OGAT (Old-guard Garage A Trois)
DAMN! Charlie Hunter, Skerik, and Stanton Moore were brilliant Wednesday. Their second time out was cut short by wind on the pool deck, but not before Mike Dillon joined them. The magic that occurs when Dillon and Stanton connect is magnificent.
BENNY BLOOM Jazz Lounge
Benny Bloom rocked his sets with Lettuce, and his Golden Jazz Bar set included Eric Krasno, Aron Magner, and Mike Dillon. WOW!
The pool deck performance Thursday was the quintessential Jam Cruise set: a beautiful, uplifting performance from Holly Bowling, Tom Hamilton and company.
TOO MANY ZOOZ
There is no grey area with this brass house trio from New York. They blew up both of their sets and had a brilliant sit-in with Thumpasaurus.
“Black Dog” will never sound the same again. Aron Magner (Disco Biscuits) and his trio (double bass and drums) kept a packed jazz lounge riveted the entire set.
Dan Brandwein and company had teased that they would perform a mystery album Friday night in the theater. After warming up with some of their original music, music over the speakers played an old ad (I think) for Parliament’s 1977 masterpiece Funkentelechy vs. The Placebo Syndrome. To say they did this album justice would be a gross understatement, from the opening “Bop Gun” (‘endangered species!”) through the long, jammed out title track, with tons of guests, ending inevitably with a mind-blowing “Flashlight.”

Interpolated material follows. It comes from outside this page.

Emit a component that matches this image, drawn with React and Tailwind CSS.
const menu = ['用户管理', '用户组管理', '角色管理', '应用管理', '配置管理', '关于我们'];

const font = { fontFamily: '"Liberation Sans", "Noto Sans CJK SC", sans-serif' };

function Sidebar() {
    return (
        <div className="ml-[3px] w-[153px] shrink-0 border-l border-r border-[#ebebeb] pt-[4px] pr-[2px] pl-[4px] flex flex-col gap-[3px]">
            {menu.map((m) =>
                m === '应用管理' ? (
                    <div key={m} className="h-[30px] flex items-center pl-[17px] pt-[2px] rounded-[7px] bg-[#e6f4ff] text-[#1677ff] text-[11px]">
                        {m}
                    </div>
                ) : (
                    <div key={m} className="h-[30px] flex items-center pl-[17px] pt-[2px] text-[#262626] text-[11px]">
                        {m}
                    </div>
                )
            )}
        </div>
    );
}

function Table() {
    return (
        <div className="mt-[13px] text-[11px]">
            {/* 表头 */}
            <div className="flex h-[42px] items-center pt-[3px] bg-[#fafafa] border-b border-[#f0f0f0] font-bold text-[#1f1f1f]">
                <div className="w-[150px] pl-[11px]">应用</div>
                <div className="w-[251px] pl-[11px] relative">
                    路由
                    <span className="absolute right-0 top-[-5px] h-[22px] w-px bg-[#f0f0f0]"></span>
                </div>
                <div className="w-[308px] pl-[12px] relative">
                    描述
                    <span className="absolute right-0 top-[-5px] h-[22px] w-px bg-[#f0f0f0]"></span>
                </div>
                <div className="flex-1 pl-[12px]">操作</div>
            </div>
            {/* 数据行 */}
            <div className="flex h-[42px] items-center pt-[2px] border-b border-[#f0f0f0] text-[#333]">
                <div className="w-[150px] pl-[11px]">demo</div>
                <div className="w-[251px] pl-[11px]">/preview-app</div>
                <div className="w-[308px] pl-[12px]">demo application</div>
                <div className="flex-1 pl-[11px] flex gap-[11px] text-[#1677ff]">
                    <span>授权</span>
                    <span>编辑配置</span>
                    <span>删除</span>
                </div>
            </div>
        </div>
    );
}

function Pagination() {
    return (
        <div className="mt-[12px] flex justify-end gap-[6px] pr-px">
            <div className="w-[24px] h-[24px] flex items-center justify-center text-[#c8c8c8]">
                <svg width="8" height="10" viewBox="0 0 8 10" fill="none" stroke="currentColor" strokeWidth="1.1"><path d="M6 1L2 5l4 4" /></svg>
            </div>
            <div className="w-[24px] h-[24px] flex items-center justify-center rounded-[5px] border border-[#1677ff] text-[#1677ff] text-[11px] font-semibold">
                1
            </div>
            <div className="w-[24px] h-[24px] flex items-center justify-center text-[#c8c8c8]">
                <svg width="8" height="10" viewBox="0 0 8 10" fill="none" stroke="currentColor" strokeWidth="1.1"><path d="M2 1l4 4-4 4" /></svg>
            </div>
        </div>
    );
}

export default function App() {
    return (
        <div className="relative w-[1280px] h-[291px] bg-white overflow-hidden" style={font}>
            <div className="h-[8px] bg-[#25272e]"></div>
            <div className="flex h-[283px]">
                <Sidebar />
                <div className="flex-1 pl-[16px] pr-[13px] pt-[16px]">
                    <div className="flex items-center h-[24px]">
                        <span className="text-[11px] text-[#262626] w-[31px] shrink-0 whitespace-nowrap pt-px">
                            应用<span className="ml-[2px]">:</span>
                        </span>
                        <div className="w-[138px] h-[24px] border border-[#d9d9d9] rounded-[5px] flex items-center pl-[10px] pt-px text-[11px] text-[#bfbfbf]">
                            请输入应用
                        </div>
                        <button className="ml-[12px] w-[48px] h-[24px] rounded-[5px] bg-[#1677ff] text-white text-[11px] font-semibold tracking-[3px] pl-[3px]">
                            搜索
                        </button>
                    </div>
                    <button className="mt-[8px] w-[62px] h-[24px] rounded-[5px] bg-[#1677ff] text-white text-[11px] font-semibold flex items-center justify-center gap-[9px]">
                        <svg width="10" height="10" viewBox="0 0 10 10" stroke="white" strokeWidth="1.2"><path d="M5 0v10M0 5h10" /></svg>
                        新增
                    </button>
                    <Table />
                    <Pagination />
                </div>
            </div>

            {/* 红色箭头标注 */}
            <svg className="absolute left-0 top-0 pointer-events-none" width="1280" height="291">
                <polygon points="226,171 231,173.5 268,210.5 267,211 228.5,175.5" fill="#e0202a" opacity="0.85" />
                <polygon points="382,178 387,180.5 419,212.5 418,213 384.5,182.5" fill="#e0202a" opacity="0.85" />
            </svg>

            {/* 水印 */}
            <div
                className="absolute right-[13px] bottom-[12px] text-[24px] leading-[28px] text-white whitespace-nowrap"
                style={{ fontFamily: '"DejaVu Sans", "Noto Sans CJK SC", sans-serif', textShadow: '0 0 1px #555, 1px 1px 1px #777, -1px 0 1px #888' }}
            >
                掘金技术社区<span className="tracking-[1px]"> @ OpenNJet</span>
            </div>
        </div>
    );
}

Cory Wong’s first set was in the Black and White Lounge, a room with no elevation, no sight lines, and approximately eight bazillion people. His Saturday set, another moved to the Atrium, was hands down the best horn-driven funk show of the cruise.
Matt Butler always puts together an incredible lineup to honor Positive Legacy, and this one followed suit. There were more than 20 performers during the hour and a half. Of note were Holly Bowling on keyboards and guitarists Samatha Fish (some of her best playing on the boat), Steve Kimock, and Lebo.
MARCUS KING SUPER JAM
Marcus King is amazing, and he has shown us before his depth of musical history, but this set was so very deep in old-school soul, covering William Bell, William DeVaughn, the Average White Band, the Isley Brothers, Kool & the Gang, Heatwave, Leon Russell, the O’Jays, and Tower of Power. He put together a great band and had amazing guests.

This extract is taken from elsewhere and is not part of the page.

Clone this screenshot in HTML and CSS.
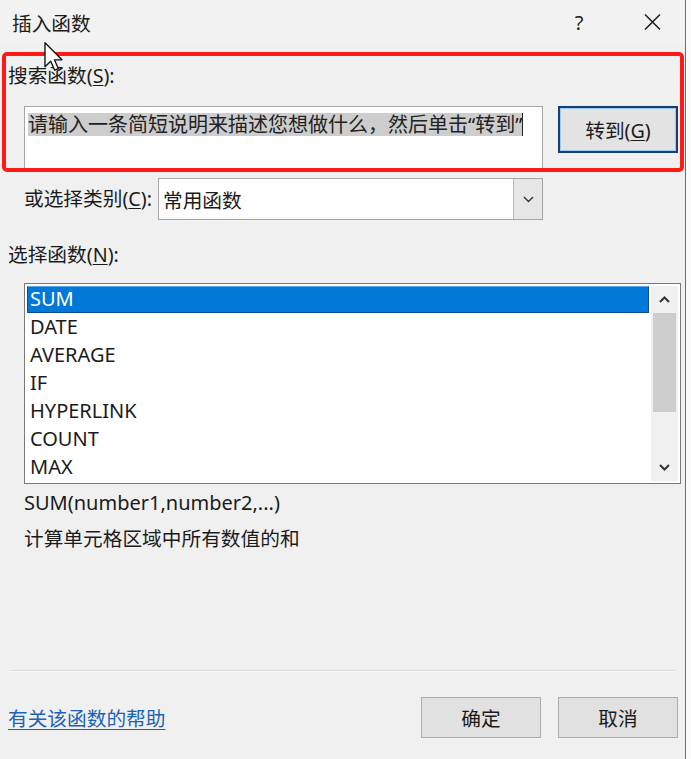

The jazz lounge was packed again for Hunter, who started solo, playing jazz, blues, and funky soul, often scatting on top of his playing. It got ridiculous during a sequence of (really) “You Can’t Do That (Beatles) > Ode to Billie Joe > Controversy” with other teases, as he was joined by a drummer, then Skerik, Casey Benjamin, Cory Wong, Nigel Hall, and a trumpet player.

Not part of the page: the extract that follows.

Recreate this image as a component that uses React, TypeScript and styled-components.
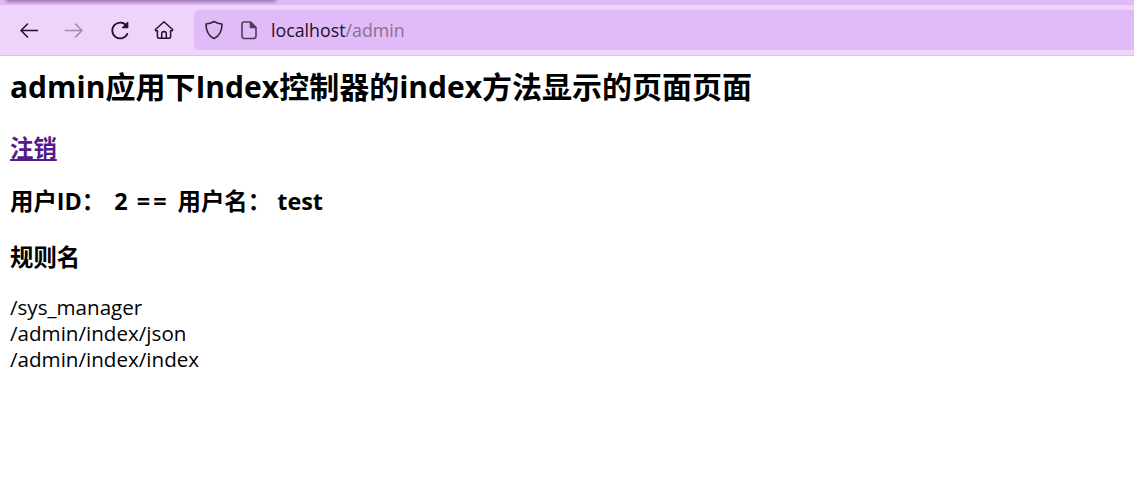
import React from 'react'
import styled, { createGlobalStyle } from 'styled-components'

const GlobalStyle = createGlobalStyle`
    html, body {
        margin: 0;
        padding: 0;
        background: #fff;
    }
    body {
        font-family: 'Open Sans', 'Noto Sans CJK SC', sans-serif;
        color: #000;
    }
`

const Frame = styled.div`
    width: 1134px;
    height: 478px;
    overflow: hidden;
`

const TabStrip = styled.div`
    position: relative;
    height: 5px;
    background: #e1bbf7;
`

const TabShadow = styled.div`
    position: absolute;
    left: 6px;
    top: -4px;
    width: 270px;
    height: 4px;
    box-shadow: 0 1px 4px rgba(70, 40, 90, 0.75);
`

const Toolbar = styled.div`
    height: 50px;
    display: flex;
    align-items: center;
    padding: 0 0 0 12px;
    background: #eed3fb;
    border-bottom: 1px solid #e1bbf7;
`

const NavButton = styled.div`
    width: 34px;
    height: 34px;
    margin-right: 11px;
    display: flex;
    align-items: center;
    justify-content: center;
    flex: none;
`

const UrlBar = styled.div`
    flex: 1;
    height: 40px;
    margin-left: 2px;
    display: flex;
    align-items: center;
    padding-left: 10px;
    background: #e1bbf7;
    border-radius: 5px 0 0 5px;
`

const UrlIcon = styled.div<{ $gap: number }>`
    width: 20px;
    height: 20px;
    margin-right: ${p => p.$gap}px;
    flex: none;
    display: flex;
`

const UrlText = styled.div`
    font-family: 'Open Sans', sans-serif;
    font-size: 17.8px;
    color: #20132a;
`

const UrlPath = styled.span`
    color: #85708f;
`

const Content = styled.div`
    padding: 0 10px;
`

const Title = styled.h1`
    margin: 12px 0 0;
    font-size: 30px;
    line-height: 38px;
    font-weight: 700;
`

const Heading = styled.h3<{ $top: number }>`
    margin: ${p => p.$top}px 0 0;
    font-size: 23.4px;
    line-height: 30px;
    font-weight: 700;
`

const LogoutLink = styled.a`
    color: #551a8b;
    text-decoration: underline;
`

const UserId = styled.span`
    margin-left: 3px;
`

const Equals = styled.span`
    margin: 0 2px 0 3px;
    letter-spacing: 3px;
`

const RuleList = styled.div`
    margin-top: 22px;
    font-size: 20.6px;
    line-height: 26px;
`

const icon = { fill: 'none', strokeLinecap: 'round', strokeLinejoin: 'round' } as const

function App() {
    return (
        <Frame>
            <GlobalStyle />
            <TabStrip>
                <TabShadow />
            </TabStrip>
            <Toolbar>
                <NavButton>
                    <svg width="20" height="20" viewBox="0 0 20 20" {...icon} stroke="#20132a" strokeWidth="1.6">
                        <path d="M18.500 10.500H2M8.500 4l-6.500 6.500 6.500 6.500" />
                    </svg>
                </NavButton>
                <NavButton>
                    <svg width="20" height="20" viewBox="0 0 20 20" {...icon} stroke="#a587b4" strokeWidth="1.6">
                        <path d="M1.500 10.500H18M11.500 4l6.500 6.500-6.500 6.500" />
                    </svg>
                </NavButton>
                <NavButton>
                    <svg width="22" height="22" viewBox="-1 -1 20 20" {...icon} stroke="#20132a" strokeWidth="1.6">
                        <path d="M16.600 12.500a7.200 7.200 0 1 1-.6-7.200" />
                        <path d="M17 2v5h-5z" fill="#20132a" strokeWidth="1" />
                    </svg>
                </NavButton>
                <NavButton>
                    <svg width="20" height="20" viewBox="0 0 20 20" {...icon} stroke="#20132a" strokeWidth="1.5">
                        <path d="M1.500 9.500 10 1.800l8.500 7.700c.4.6 0 1.300-.7 1.300H16.600v6a1.500 1.500 0 0 1-1.500 1.500H4.900a1.500 1.500 0 0 1-1.500-1.500v-6H2.200c-.7 0-1.100-.7-.7-1.300z" />
                        <path d="M7.700 18.300v-4.500a2.300 2.300 0 0 1 4.600 0v4.500" />
                    </svg>
                </NavButton>
                <UrlBar>
                    <UrlIcon $gap={15}>
                        <svg width="20" height="20" viewBox="0 0 20 20" {...icon} stroke="#2f2238" strokeWidth="1.6">
                            <path d="M10 1.500c2.500 1.500 5 2.300 8 2.500 0 6.500-1.500 11.500-8 14.500C3.500 15.500 2 10.500 2 4c3-.2 5.500-1 8-2.500z" />
                        </svg>
                    </UrlIcon>
                    <UrlIcon $gap={12}>
                        <svg width="20" height="20" viewBox="0 0 20 20" {...icon} stroke="#4f3c5c" strokeWidth="1.6">
                            <path d="M5 2h6.500L17 7.500V16a2.500 2.500 0 0 1-2.500 2.500h-9A2.500 2.500 0 0 1 3 16V4a2 2 0 0 1 2-2z" />
                            <path d="M11.500 2.500V7.500H16.500z" fill="#4f3c5c" />
                        </svg>
                    </UrlIcon>
                    <UrlText>
                        localhost<UrlPath>/admin</UrlPath>
                    </UrlText>
                </UrlBar>
            </Toolbar>
            <Content>
                <Title>admin应用下Index控制器的index方法显示的页面页面</Title>
                <Heading $top={27}>
                    <LogoutLink href="#">注销</LogoutLink>
                </Heading>
                <Heading $top={23}>
                    用户ID：<UserId> 2 </UserId>
                    <Equals>==</Equals> 用户名： test
                </Heading>
                <Heading $top={26}>规则名</Heading>
                <RuleList>
                    /sys_manager
                    <br />
                    /admin/index/json
                    <br />
                    /admin/index/index
                </RuleList>
            </Content>
        </Frame>
    )
}

export default App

They had the last set on the pool deck, meaning the Atrium, Saturday night. It started out great and exploded all over the Atrium, putting the punctuation on Jam Cruise! DJ Brownie on bass and Mike Greenfield on drums pushed the pace the entire set.
And then there were two:
MusicFestNews writer Dalia Jakubauskas mentioned that she had seen Moore, the vocalist with Doom Flamingo, as we were boarding. She appeared at Thursday morning’s yoga, vocalizing beautifully with the conscious music played by Joe Hertler and the Rainbow Seekers. On Sunday, she would steal the show vocally at Everyone Orchestra on “If You Got Love in Your Heart.” However, hers was the only performance on Jam Cruise to bring me to tears when she hit that note — THAT NOTE — while singing “I’ve Never Loved a Man (The Way I Loved You)” with Shira Elias during Elias’ unplugged session. ASTOUNDING
LES CLAYPOOL’S BASTARD JAZZ
And speaking of astounding, there’s this. I am by no means the only person who will say this to you:
“If I’d had to leave Jam Cruise Wednesday morning after hearing Bastard Jazz, I would have gotten my money’s worth.”
Jaw-dropping, face-melting, [pick your own over-the-top description] — nothing comes close to relating how astounding this was. Col. Les Claypool, who had already delivered a great performance earlier in the evening with the Claypool Lennon Delirium, was having a blast, and we could tell. As mentioned before, Mike Dillon and Stanton Moore were incredible together, and Skerik reminded us of his amazing saxophone prowess.
Almost an hour into the set, Claypool turned it into a funk fest with the most — again, adjectives fail — bass-slapping demonstration I’ve ever hear, with the boys in complete lockstep.
We will have much more to say, but we wanted to share a quick first look at Jam Cruise 18. Have you booked for 2021 yet?